- Information shown:
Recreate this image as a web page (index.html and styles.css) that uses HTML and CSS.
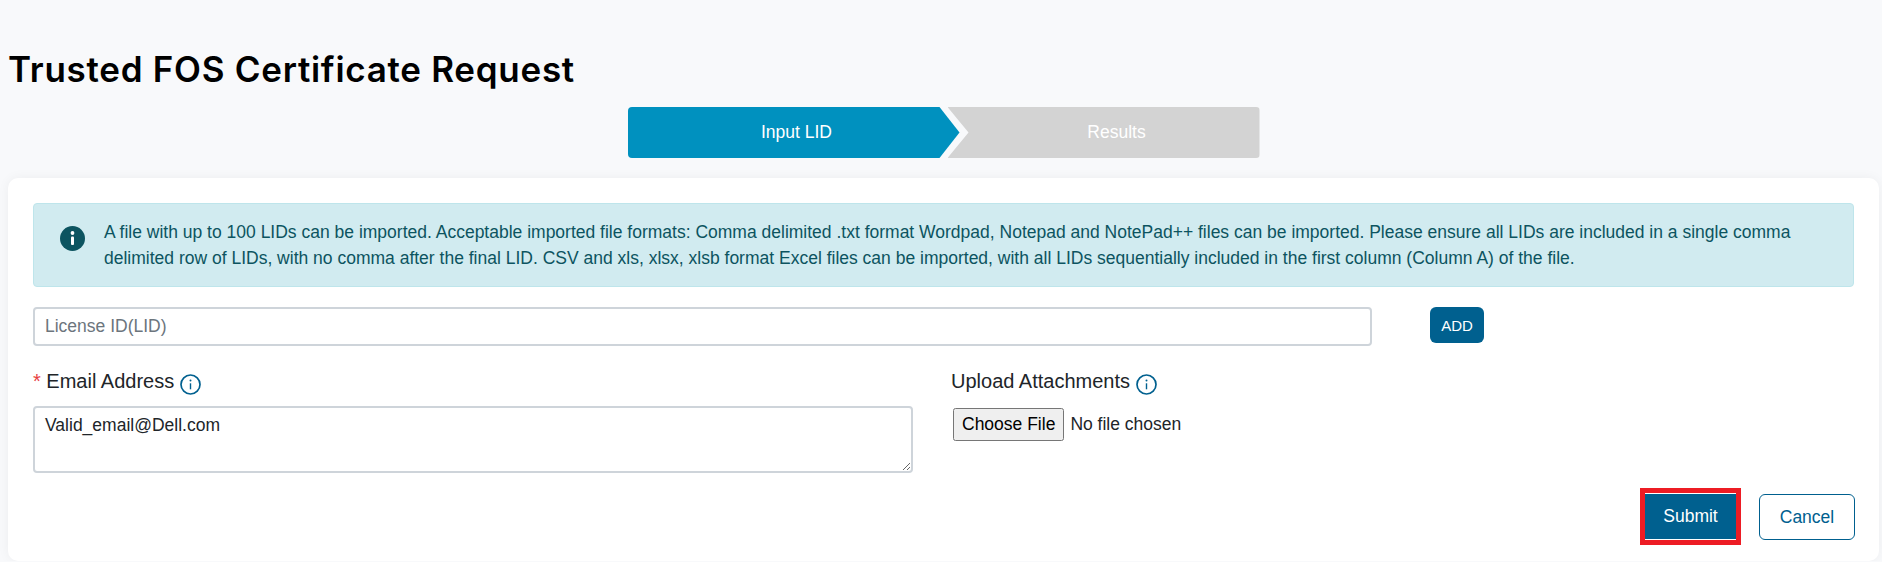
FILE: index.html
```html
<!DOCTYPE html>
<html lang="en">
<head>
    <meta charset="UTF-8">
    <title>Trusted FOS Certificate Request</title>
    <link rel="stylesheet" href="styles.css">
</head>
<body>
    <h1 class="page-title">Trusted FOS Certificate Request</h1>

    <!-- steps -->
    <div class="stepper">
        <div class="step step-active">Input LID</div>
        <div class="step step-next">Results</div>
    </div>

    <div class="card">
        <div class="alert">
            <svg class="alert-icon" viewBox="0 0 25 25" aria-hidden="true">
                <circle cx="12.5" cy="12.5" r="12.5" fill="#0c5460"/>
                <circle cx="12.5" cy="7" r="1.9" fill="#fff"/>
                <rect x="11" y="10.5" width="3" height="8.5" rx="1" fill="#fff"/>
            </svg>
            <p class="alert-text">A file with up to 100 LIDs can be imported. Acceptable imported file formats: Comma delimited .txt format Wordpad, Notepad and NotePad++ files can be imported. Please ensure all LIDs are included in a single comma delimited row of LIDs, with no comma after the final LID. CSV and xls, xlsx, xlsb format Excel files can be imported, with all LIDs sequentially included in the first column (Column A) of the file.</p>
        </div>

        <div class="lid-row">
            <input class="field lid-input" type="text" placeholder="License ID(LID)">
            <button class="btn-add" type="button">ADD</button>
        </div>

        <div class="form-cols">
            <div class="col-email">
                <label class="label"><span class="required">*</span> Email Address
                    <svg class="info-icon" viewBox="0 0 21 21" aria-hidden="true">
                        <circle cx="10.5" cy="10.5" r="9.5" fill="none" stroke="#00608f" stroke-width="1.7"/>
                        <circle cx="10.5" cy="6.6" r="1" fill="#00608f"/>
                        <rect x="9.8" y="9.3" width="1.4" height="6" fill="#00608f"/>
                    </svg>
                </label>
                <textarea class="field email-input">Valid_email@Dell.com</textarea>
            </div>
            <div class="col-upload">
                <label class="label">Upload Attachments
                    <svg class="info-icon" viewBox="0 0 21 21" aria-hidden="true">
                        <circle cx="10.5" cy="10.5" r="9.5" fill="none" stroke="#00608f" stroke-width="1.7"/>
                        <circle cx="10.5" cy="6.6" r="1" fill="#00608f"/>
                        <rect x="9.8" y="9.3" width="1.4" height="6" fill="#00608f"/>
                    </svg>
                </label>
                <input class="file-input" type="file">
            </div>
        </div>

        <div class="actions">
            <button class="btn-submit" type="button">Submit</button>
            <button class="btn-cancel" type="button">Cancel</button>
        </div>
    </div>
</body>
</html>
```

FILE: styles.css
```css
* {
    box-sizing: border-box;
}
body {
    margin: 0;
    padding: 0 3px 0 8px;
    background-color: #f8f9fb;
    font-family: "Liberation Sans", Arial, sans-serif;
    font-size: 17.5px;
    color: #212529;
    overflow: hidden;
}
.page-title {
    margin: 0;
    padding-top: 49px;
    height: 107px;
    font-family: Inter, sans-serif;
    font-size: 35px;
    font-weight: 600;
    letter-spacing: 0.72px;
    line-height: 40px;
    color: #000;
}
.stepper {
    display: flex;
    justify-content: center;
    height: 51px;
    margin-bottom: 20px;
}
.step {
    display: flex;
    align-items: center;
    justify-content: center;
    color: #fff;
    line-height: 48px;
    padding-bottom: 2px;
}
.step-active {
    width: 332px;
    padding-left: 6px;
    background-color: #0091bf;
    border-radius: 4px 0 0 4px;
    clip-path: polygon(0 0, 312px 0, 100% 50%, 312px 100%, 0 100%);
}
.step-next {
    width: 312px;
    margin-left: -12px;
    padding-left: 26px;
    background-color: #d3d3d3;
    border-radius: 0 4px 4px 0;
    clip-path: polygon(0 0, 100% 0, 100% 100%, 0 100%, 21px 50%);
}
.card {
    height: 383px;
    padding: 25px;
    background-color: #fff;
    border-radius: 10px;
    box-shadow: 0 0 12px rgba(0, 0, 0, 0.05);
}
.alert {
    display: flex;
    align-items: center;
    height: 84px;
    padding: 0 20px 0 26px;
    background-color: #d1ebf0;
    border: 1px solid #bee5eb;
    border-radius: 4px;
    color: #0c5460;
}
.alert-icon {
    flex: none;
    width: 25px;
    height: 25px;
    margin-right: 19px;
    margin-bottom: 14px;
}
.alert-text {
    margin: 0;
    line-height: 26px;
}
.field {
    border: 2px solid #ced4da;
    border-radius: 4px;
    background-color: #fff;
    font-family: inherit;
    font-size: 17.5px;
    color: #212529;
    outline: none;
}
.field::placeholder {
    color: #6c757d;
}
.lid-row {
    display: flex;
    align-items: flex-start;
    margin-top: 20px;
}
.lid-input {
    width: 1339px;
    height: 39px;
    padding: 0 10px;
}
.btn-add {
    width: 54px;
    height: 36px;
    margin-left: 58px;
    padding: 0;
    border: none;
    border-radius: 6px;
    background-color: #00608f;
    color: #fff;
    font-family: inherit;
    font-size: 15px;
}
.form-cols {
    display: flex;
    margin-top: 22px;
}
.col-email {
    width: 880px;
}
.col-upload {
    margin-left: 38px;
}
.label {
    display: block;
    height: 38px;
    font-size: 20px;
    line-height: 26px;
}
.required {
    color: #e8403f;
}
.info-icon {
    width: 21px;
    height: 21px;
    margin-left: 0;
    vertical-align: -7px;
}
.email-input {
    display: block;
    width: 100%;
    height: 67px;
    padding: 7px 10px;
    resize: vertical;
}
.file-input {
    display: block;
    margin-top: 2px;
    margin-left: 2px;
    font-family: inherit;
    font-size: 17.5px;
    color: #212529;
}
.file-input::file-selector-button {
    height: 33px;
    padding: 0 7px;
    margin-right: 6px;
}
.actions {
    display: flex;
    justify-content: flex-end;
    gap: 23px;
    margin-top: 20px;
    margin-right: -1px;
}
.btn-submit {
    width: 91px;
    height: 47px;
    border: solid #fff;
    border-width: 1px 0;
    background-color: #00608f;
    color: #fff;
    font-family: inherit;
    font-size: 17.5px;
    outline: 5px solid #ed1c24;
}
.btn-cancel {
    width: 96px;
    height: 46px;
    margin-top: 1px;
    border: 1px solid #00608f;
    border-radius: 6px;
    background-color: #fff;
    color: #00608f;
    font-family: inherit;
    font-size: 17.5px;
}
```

- Goal of the exercise:
Omit pictures; set down the rest of the material word for word.

- Response:
Recreate this image as a web page (index.html and styles.css) that uses HTML and CSS.
FILE: index.html
```html
<!DOCTYPE html>
<html lang="en">
<head>
    <meta charset="UTF-8">
    <title>Trusted FOS Certificate Request</title>
    <link rel="stylesheet" href="styles.css">
</head>
<body>
    <h1 class="page-title">Trusted FOS Certificate Request</h1>

    <!-- steps -->
    <div class="stepper">
        <div class="step step-active">Input LID</div>
        <div class="step step-next">Results</div>
    </div>

    <div class="card">
        <div class="alert">
            <svg class="alert-icon" viewBox="0 0 25 25" aria-hidden="true">
                <circle cx="12.5" cy="12.5" r="12.5" fill="#0c5460"/>
                <circle cx="12.5" cy="7" r="1.9" fill="#fff"/>
                <rect x="11" y="10.5" width="3" height="8.5" rx="1" fill="#fff"/>
            </svg>
            <p class="alert-text">A file with up to 100 LIDs can be imported. Acceptable imported file formats: Comma delimited .txt format Wordpad, Notepad and NotePad++ files can be imported. Please ensure all LIDs are included in a single comma delimited row of LIDs, with no comma after the final LID. CSV and xls, xlsx, xlsb format Excel files can be imported, with all LIDs sequentially included in the first column (Column A) of the file.</p>
        </div>

        <div class="lid-row">
            <input class="field lid-input" type="text" placeholder="License ID(LID)">
            <button class="btn-add" type="button">ADD</button>
        </div>

        <div class="form-cols">
            <div class="col-email">
                <label class="label"><span class="required">*</span> Email Address
                    <svg class="info-icon" viewBox="0 0 21 21" aria-hidden="true">
                        <circle cx="10.5" cy="10.5" r="9.5" fill="none" stroke="#00608f" stroke-width="1.7"/>
                        <circle cx="10.5" cy="6.6" r="1" fill="#00608f"/>
                        <rect x="9.8" y="9.3" width="1.4" height="6" fill="#00608f"/>
                    </svg>
                </label>
                <textarea class="field email-input">Valid_email@Dell.com</textarea>
            </div>
            <div class="col-upload">
                <label class="label">Upload Attachments
                    <svg class="info-icon" viewBox="0 0 21 21" aria-hidden="true">
                        <circle cx="10.5" cy="10.5" r="9.5" fill="none" stroke="#00608f" stroke-width="1.7"/>
                        <circle cx="10.5" cy="6.6" r="1" fill="#00608f"/>
                        <rect x="9.8" y="9.3" width="1.4" height="6" fill="#00608f"/>
                    </svg>
                </label>
                <input class="file-input" type="file">
            </div>
        </div>

        <div class="actions">
            <button class="btn-submit" type="button">Submit</button>
            <button class="btn-cancel" type="button">Cancel</button>
        </div>
    </div>
</body>
</html>
```

FILE: styles.css
```css
* {
    box-sizing: border-box;
}
body {
    margin: 0;
    padding: 0 3px 0 8px;
    background-color: #f8f9fb;
    font-family: "Liberation Sans", Arial, sans-serif;
    font-size: 17.5px;
    color: #212529;
    overflow: hidden;
}
.page-title {
    margin: 0;
    padding-top: 49px;
    height: 107px;
    font-family: Inter, sans-serif;
    font-size: 35px;
    font-weight: 600;
    letter-spacing: 0.72px;
    line-height: 40px;
    color: #000;
}
.stepper {
    display: flex;
    justify-content: center;
    height: 51px;
    margin-bottom: 20px;
}
.step {
    display: flex;
    align-items: center;
    justify-content: center;
    color: #fff;
    line-height: 48px;
    padding-bottom: 2px;
}
.step-active {
    width: 332px;
    padding-left: 6px;
    background-color: #0091bf;
    border-radius: 4px 0 0 4px;
    clip-path: polygon(0 0, 312px 0, 100% 50%, 312px 100%, 0 100%);
}
.step-next {
    width: 312px;
    margin-left: -12px;
    padding-left: 26px;
    background-color: #d3d3d3;
    border-radius: 0 4px 4px 0;
    clip-path: polygon(0 0, 100% 0, 100% 100%, 0 100%, 21px 50%);
}
.card {
    height: 383px;
    padding: 25px;
    background-color: #fff;
    border-radius: 10px;
    box-shadow: 0 0 12px rgba(0, 0, 0, 0.05);
}
.alert {
    display: flex;
    align-items: center;
    height: 84px;
    padding: 0 20px 0 26px;
    background-color: #d1ebf0;
    border: 1px solid #bee5eb;
    border-radius: 4px;
    color: #0c5460;
}
.alert-icon {
    flex: none;
    width: 25px;
    height: 25px;
    margin-right: 19px;
    margin-bottom: 14px;
}
.alert-text {
    margin: 0;
    line-height: 26px;
}
.field {
    border: 2px solid #ced4da;
    border-radius: 4px;
    background-color: #fff;
    font-family: inherit;
    font-size: 17.5px;
    color: #212529;
    outline: none;
}
.field::placeholder {
    color: #6c757d;
}
.lid-row {
    display: flex;
    align-items: flex-start;
    margin-top: 20px;
}
.lid-input {
    width: 1339px;
    height: 39px;
    padding: 0 10px;
}
.btn-add {
    width: 54px;
    height: 36px;
    margin-left: 58px;
    padding: 0;
    border: none;
    border-radius: 6px;
    background-color: #00608f;
    color: #fff;
    font-family: inherit;
    font-size: 15px;
}
.form-cols {
    display: flex;
    margin-top: 22px;
}
.col-email {
    width: 880px;
}
.col-upload {
    margin-left: 38px;
}
.label {
    display: block;
    height: 38px;
    font-size: 20px;
    line-height: 26px;
}
.required {
    color: #e8403f;
}
.info-icon {
    width: 21px;
    height: 21px;
    margin-left: 0;
    vertical-align: -7px;
}
.email-input {
    display: block;
    width: 100%;
    height: 67px;
    padding: 7px 10px;
    resize: vertical;
}
.file-input {
    display: block;
    margin-top: 2px;
    margin-left: 2px;
    font-family: inherit;
    font-size: 17.5px;
    color: #212529;
}
.file-input::file-selector-button {
    height: 33px;
    padding: 0 7px;
    margin-right: 6px;
}
.actions {
    display: flex;
    justify-content: flex-end;
    gap: 23px;
    margin-top: 20px;
    margin-right: -1px;
}
.btn-submit {
    width: 91px;
    height: 47px;
    border: solid #fff;
    border-width: 1px 0;
    background-color: #00608f;
    color: #fff;
    font-family: inherit;
    font-size: 17.5px;
    outline: 5px solid #ed1c24;
}
.btn-cancel {
    width: 96px;
    height: 46px;
    margin-top: 1px;
    border: 1px solid #00608f;
    border-radius: 6px;
    background-color: #fff;
    color: #00608f;
    font-family: inherit;
    font-size: 17.5px;
}
```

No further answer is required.